What to produce →
Please repeat all of the listing exactly.

Given material →
---
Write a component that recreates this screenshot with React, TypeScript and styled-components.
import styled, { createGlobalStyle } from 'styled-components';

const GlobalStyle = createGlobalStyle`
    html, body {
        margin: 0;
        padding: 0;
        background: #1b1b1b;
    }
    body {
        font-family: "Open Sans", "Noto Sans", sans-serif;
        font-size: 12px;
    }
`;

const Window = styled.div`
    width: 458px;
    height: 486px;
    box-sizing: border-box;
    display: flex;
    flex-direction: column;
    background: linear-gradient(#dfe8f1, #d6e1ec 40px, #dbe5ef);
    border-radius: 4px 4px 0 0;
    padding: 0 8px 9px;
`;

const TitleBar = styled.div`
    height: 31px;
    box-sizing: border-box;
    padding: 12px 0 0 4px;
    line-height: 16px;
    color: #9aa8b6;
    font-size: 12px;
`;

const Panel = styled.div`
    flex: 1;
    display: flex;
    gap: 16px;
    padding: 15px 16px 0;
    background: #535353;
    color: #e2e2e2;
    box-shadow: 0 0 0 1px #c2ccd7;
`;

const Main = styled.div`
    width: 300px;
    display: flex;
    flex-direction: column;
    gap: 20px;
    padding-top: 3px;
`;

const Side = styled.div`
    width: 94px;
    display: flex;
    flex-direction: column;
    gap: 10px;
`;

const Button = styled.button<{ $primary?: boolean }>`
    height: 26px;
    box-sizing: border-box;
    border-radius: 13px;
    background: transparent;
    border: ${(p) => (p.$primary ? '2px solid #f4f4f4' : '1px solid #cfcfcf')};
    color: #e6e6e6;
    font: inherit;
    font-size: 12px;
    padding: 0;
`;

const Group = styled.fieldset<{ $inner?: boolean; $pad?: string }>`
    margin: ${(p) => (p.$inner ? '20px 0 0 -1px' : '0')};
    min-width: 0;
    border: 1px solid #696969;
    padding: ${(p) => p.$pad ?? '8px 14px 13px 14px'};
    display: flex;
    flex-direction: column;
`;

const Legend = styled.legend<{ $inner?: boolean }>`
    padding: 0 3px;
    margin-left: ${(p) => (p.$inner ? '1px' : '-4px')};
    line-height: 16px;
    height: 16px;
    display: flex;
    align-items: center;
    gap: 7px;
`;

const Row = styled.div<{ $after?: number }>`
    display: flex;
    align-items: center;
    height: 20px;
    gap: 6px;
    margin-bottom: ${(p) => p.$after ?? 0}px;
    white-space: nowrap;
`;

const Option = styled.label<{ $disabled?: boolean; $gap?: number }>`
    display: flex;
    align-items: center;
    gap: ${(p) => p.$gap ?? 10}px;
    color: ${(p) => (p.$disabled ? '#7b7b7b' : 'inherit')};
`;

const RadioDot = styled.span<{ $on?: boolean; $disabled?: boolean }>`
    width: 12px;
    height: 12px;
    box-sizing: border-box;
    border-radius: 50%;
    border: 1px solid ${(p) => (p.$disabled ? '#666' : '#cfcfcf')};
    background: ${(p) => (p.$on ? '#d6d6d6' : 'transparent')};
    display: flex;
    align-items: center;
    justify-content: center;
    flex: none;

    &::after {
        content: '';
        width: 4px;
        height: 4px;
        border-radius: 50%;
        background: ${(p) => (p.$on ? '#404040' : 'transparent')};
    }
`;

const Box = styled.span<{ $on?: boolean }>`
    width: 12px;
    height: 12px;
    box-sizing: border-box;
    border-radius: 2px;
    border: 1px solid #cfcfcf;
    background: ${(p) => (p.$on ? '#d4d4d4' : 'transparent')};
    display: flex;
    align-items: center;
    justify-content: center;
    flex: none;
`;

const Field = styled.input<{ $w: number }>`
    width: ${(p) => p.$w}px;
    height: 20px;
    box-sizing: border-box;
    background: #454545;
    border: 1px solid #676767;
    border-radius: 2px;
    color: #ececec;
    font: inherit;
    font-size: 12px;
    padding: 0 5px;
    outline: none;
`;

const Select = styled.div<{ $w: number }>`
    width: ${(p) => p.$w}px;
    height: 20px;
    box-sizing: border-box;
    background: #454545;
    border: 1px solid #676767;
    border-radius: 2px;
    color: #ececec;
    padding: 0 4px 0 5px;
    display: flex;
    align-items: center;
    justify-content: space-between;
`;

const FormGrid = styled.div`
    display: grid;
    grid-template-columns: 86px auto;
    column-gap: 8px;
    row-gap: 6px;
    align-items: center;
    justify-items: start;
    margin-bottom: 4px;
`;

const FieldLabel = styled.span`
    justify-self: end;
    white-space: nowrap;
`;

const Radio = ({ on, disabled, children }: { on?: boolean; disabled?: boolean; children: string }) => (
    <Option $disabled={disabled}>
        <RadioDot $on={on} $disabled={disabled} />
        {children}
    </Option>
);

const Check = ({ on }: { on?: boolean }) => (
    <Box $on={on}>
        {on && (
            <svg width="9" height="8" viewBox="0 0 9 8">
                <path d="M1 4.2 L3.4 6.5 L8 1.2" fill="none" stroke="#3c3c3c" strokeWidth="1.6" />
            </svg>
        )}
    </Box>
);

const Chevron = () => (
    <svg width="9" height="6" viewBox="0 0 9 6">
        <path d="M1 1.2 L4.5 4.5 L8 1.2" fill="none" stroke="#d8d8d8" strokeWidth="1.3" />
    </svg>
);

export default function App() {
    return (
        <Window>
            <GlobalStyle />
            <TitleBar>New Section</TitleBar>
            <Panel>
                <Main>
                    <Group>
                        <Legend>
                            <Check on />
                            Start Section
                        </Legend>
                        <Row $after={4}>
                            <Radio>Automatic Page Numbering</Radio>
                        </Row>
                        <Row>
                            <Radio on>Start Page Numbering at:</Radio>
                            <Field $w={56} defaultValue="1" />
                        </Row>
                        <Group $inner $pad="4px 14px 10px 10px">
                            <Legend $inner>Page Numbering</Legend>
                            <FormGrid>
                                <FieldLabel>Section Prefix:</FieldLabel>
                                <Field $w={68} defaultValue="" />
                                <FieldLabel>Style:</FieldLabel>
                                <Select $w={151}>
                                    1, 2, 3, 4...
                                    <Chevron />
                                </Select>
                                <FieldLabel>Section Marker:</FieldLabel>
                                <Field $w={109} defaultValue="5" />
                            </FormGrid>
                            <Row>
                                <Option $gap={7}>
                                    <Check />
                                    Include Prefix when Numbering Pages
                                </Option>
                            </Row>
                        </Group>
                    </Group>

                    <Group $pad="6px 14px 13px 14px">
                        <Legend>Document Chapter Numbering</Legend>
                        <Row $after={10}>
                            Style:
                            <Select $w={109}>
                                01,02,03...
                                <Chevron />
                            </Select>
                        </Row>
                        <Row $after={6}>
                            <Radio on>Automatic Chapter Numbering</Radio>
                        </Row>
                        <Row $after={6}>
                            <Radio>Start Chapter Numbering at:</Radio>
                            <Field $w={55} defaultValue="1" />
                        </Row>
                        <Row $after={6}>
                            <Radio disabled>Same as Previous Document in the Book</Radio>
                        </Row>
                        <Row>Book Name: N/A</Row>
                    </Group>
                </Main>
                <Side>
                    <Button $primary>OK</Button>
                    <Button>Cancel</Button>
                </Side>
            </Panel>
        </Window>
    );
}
---
Response to the task →
Write a component that recreates this screenshot with React, TypeScript and styled-components.
import styled, { createGlobalStyle } from 'styled-components';

const GlobalStyle = createGlobalStyle`
    html, body {
        margin: 0;
        padding: 0;
        background: #1b1b1b;
    }
    body {
        font-family: "Open Sans", "Noto Sans", sans-serif;
        font-size: 12px;
    }
`;

const Window = styled.div`
    width: 458px;
    height: 486px;
    box-sizing: border-box;
    display: flex;
    flex-direction: column;
    background: linear-gradient(#dfe8f1, #d6e1ec 40px, #dbe5ef);
    border-radius: 4px 4px 0 0;
    padding: 0 8px 9px;
`;

const TitleBar = styled.div`
    height: 31px;
    box-sizing: border-box;
    padding: 12px 0 0 4px;
    line-height: 16px;
    color: #9aa8b6;
    font-size: 12px;
`;

const Panel = styled.div`
    flex: 1;
    display: flex;
    gap: 16px;
    padding: 15px 16px 0;
    background: #535353;
    color: #e2e2e2;
    box-shadow: 0 0 0 1px #c2ccd7;
`;

const Main = styled.div`
    width: 300px;
    display: flex;
    flex-direction: column;
    gap: 20px;
    padding-top: 3px;
`;

const Side = styled.div`
    width: 94px;
    display: flex;
    flex-direction: column;
    gap: 10px;
`;

const Button = styled.button<{ $primary?: boolean }>`
    height: 26px;
    box-sizing: border-box;
    border-radius: 13px;
    background: transparent;
    border: ${(p) => (p.$primary ? '2px solid #f4f4f4' : '1px solid #cfcfcf')};
    color: #e6e6e6;
    font: inherit;
    font-size: 12px;
    padding: 0;
`;

const Group = styled.fieldset<{ $inner?: boolean; $pad?: string }>`
    margin: ${(p) => (p.$inner ? '20px 0 0 -1px' : '0')};
    min-width: 0;
    border: 1px solid #696969;
    padding: ${(p) => p.$pad ?? '8px 14px 13px 14px'};
    display: flex;
    flex-direction: column;
`;

const Legend = styled.legend<{ $inner?: boolean }>`
    padding: 0 3px;
    margin-left: ${(p) => (p.$inner ? '1px' : '-4px')};
    line-height: 16px;
    height: 16px;
    display: flex;
    align-items: center;
    gap: 7px;
`;

const Row = styled.div<{ $after?: number }>`
    display: flex;
    align-items: center;
    height: 20px;
    gap: 6px;
    margin-bottom: ${(p) => p.$after ?? 0}px;
    white-space: nowrap;
`;

const Option = styled.label<{ $disabled?: boolean; $gap?: number }>`
    display: flex;
    align-items: center;
    gap: ${(p) => p.$gap ?? 10}px;
    color: ${(p) => (p.$disabled ? '#7b7b7b' : 'inherit')};
`;

const RadioDot = styled.span<{ $on?: boolean; $disabled?: boolean }>`
    width: 12px;
    height: 12px;
    box-sizing: border-box;
    border-radius: 50%;
    border: 1px solid ${(p) => (p.$disabled ? '#666' : '#cfcfcf')};
    background: ${(p) => (p.$on ? '#d6d6d6' : 'transparent')};
    display: flex;
    align-items: center;
    justify-content: center;
    flex: none;

    &::after {
        content: '';
        width: 4px;
        height: 4px;
        border-radius: 50%;
        background: ${(p) => (p.$on ? '#404040' : 'transparent')};
    }
`;

const Box = styled.span<{ $on?: boolean }>`
    width: 12px;
    height: 12px;
    box-sizing: border-box;
    border-radius: 2px;
    border: 1px solid #cfcfcf;
    background: ${(p) => (p.$on ? '#d4d4d4' : 'transparent')};
    display: flex;
    align-items: center;
    justify-content: center;
    flex: none;
`;

const Field = styled.input<{ $w: number }>`
    width: ${(p) => p.$w}px;
    height: 20px;
    box-sizing: border-box;
    background: #454545;
    border: 1px solid #676767;
    border-radius: 2px;
    color: #ececec;
    font: inherit;
    font-size: 12px;
    padding: 0 5px;
    outline: none;
`;

const Select = styled.div<{ $w: number }>`
    width: ${(p) => p.$w}px;
    height: 20px;
    box-sizing: border-box;
    background: #454545;
    border: 1px solid #676767;
    border-radius: 2px;
    color: #ececec;
    padding: 0 4px 0 5px;
    display: flex;
    align-items: center;
    justify-content: space-between;
`;

const FormGrid = styled.div`
    display: grid;
    grid-template-columns: 86px auto;
    column-gap: 8px;
    row-gap: 6px;
    align-items: center;
    justify-items: start;
    margin-bottom: 4px;
`;

const FieldLabel = styled.span`
    justify-self: end;
    white-space: nowrap;
`;

const Radio = ({ on, disabled, children }: { on?: boolean; disabled?: boolean; children: string }) => (
    <Option $disabled={disabled}>
        <RadioDot $on={on} $disabled={disabled} />
        {children}
    </Option>
);

const Check = ({ on }: { on?: boolean }) => (
    <Box $on={on}>
        {on && (
            <svg width="9" height="8" viewBox="0 0 9 8">
                <path d="M1 4.2 L3.4 6.5 L8 1.2" fill="none" stroke="#3c3c3c" strokeWidth="1.6" />
            </svg>
        )}
    </Box>
);

const Chevron = () => (
    <svg width="9" height="6" viewBox="0 0 9 6">
        <path d="M1 1.2 L4.5 4.5 L8 1.2" fill="none" stroke="#d8d8d8" strokeWidth="1.3" />
    </svg>
);

export default function App() {
    return (
        <Window>
            <GlobalStyle />
            <TitleBar>New Section</TitleBar>
            <Panel>
                <Main>
                    <Group>
                        <Legend>
                            <Check on />
                            Start Section
                        </Legend>
                        <Row $after={4}>
                            <Radio>Automatic Page Numbering</Radio>
                        </Row>
                        <Row>
                            <Radio on>Start Page Numbering at:</Radio>
                            <Field $w={56} defaultValue="1" />
                        </Row>
                        <Group $inner $pad="4px 14px 10px 10px">
                            <Legend $inner>Page Numbering</Legend>
                            <FormGrid>
                                <FieldLabel>Section Prefix:</FieldLabel>
                                <Field $w={68} defaultValue="" />
                                <FieldLabel>Style:</FieldLabel>
                                <Select $w={151}>
                                    1, 2, 3, 4...
                                    <Chevron />
                                </Select>
                                <FieldLabel>Section Marker:</FieldLabel>
                                <Field $w={109} defaultValue="5" />
                            </FormGrid>
                            <Row>
                                <Option $gap={7}>
                                    <Check />
                                    Include Prefix when Numbering Pages
                                </Option>
                            </Row>
                        </Group>
                    </Group>

                    <Group $pad="6px 14px 13px 14px">
                        <Legend>Document Chapter Numbering</Legend>
                        <Row $after={10}>
                            Style:
                            <Select $w={109}>
                                01,02,03...
                                <Chevron />
                            </Select>
                        </Row>
                        <Row $after={6}>
                            <Radio on>Automatic Chapter Numbering</Radio>
                        </Row>
                        <Row $after={6}>
                            <Radio>Start Chapter Numbering at:</Radio>
                            <Field $w={55} defaultValue="1" />
                        </Row>
                        <Row $after={6}>
                            <Radio disabled>Same as Previous Document in the Book</Radio>
                        </Row>
                        <Row>Book Name: N/A</Row>
                    </Group>
                </Main>
                <Side>
                    <Button $primary>OK</Button>
                    <Button>Cancel</Button>
                </Side>
            </Panel>
        </Window>
    );
}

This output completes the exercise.